__Stated task__:
Each line in the entries below that holds the string "styles" is to be listed.

__Information shown__:

/---

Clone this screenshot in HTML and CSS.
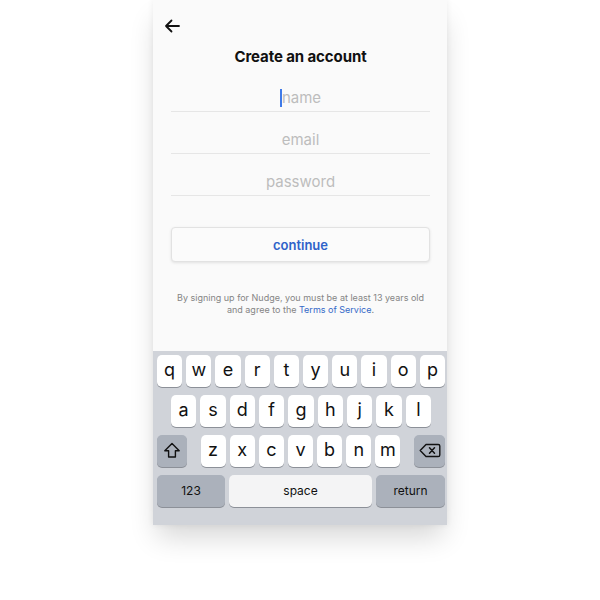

\---
/---

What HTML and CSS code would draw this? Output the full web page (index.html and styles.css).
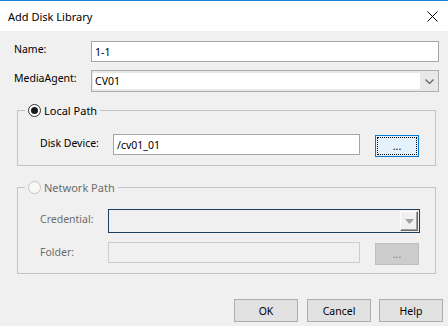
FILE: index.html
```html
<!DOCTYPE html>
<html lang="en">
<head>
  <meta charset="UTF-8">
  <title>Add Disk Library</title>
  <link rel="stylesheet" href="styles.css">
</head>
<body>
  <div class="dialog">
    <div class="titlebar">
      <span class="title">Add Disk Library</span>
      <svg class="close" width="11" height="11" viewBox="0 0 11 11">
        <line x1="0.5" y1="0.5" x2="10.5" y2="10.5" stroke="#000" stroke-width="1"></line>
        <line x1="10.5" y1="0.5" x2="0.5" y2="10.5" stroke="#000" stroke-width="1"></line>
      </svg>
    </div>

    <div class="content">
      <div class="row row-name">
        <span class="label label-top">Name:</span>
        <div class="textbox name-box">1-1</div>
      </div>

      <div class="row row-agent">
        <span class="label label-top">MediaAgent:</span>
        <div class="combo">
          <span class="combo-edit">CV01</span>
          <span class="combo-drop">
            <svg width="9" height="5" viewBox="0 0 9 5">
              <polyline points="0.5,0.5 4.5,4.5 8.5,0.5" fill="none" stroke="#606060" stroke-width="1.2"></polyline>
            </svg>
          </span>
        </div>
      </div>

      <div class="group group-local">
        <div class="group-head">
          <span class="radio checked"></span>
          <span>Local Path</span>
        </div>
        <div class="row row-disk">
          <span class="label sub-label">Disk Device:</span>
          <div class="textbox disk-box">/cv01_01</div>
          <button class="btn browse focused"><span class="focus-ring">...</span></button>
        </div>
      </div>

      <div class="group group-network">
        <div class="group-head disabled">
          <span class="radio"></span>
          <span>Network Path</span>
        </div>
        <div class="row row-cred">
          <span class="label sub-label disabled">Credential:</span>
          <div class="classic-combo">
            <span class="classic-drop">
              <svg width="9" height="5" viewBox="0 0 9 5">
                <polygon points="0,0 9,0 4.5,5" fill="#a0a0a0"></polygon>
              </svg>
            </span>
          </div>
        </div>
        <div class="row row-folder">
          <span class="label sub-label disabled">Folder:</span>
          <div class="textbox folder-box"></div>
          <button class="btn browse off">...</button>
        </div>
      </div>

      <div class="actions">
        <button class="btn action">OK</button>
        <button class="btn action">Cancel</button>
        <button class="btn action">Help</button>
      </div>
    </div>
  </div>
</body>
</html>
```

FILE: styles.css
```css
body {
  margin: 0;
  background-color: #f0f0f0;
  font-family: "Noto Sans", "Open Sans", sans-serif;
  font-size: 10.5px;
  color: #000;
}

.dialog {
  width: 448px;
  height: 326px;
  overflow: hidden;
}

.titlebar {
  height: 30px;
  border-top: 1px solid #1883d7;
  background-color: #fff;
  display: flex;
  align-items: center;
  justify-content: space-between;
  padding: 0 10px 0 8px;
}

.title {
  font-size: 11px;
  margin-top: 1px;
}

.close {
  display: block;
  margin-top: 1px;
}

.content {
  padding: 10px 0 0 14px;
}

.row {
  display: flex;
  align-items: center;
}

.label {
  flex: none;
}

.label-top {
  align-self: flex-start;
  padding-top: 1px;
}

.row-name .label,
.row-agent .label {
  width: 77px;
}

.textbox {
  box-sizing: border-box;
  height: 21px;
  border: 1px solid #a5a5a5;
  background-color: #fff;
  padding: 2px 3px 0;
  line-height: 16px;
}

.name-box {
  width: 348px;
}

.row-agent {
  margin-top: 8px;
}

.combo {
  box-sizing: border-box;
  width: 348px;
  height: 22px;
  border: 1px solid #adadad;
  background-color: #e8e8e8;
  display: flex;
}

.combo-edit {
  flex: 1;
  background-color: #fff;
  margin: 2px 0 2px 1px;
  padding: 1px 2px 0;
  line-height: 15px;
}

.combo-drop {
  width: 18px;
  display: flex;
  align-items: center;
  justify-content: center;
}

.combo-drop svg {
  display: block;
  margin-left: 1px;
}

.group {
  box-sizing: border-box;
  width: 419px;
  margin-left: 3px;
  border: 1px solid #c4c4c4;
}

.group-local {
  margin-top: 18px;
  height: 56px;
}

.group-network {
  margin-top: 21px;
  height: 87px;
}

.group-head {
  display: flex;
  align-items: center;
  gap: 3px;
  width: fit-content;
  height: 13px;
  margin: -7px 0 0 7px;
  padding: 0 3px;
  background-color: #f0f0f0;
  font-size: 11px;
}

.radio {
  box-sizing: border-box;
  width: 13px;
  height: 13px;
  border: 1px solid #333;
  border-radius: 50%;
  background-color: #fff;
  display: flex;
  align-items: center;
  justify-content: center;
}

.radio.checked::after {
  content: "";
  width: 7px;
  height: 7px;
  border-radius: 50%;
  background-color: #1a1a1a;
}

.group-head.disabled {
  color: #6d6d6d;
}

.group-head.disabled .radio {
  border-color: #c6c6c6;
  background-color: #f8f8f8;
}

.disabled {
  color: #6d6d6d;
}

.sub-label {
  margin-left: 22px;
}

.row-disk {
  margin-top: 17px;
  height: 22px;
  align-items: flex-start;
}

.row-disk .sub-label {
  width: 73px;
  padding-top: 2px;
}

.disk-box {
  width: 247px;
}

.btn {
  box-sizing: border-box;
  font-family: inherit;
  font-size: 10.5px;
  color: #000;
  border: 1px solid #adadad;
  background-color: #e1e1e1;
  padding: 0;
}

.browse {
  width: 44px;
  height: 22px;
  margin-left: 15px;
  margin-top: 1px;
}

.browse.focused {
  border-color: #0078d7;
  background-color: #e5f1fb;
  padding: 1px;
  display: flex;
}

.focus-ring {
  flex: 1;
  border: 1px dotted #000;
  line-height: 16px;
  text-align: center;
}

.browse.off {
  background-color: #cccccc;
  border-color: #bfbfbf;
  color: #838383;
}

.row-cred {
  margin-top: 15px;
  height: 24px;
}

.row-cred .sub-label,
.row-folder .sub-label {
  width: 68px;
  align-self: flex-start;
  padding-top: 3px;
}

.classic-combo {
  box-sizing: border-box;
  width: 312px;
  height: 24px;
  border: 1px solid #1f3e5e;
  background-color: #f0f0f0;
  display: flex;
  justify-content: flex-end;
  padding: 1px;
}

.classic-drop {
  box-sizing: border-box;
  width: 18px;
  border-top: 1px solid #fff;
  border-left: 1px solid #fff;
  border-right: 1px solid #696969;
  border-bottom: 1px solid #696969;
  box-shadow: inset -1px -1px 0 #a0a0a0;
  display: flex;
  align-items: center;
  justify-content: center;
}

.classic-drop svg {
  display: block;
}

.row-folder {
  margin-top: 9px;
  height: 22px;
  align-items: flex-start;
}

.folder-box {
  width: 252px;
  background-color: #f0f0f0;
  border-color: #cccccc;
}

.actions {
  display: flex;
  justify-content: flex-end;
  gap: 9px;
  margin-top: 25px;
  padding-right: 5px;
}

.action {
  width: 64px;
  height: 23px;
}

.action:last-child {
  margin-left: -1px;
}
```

\---

__Result of the task__:
What HTML and CSS code would draw this? Output the full web page (index.html and styles.css).
  <link rel="stylesheet" href="styles.css">
FILE: styles.css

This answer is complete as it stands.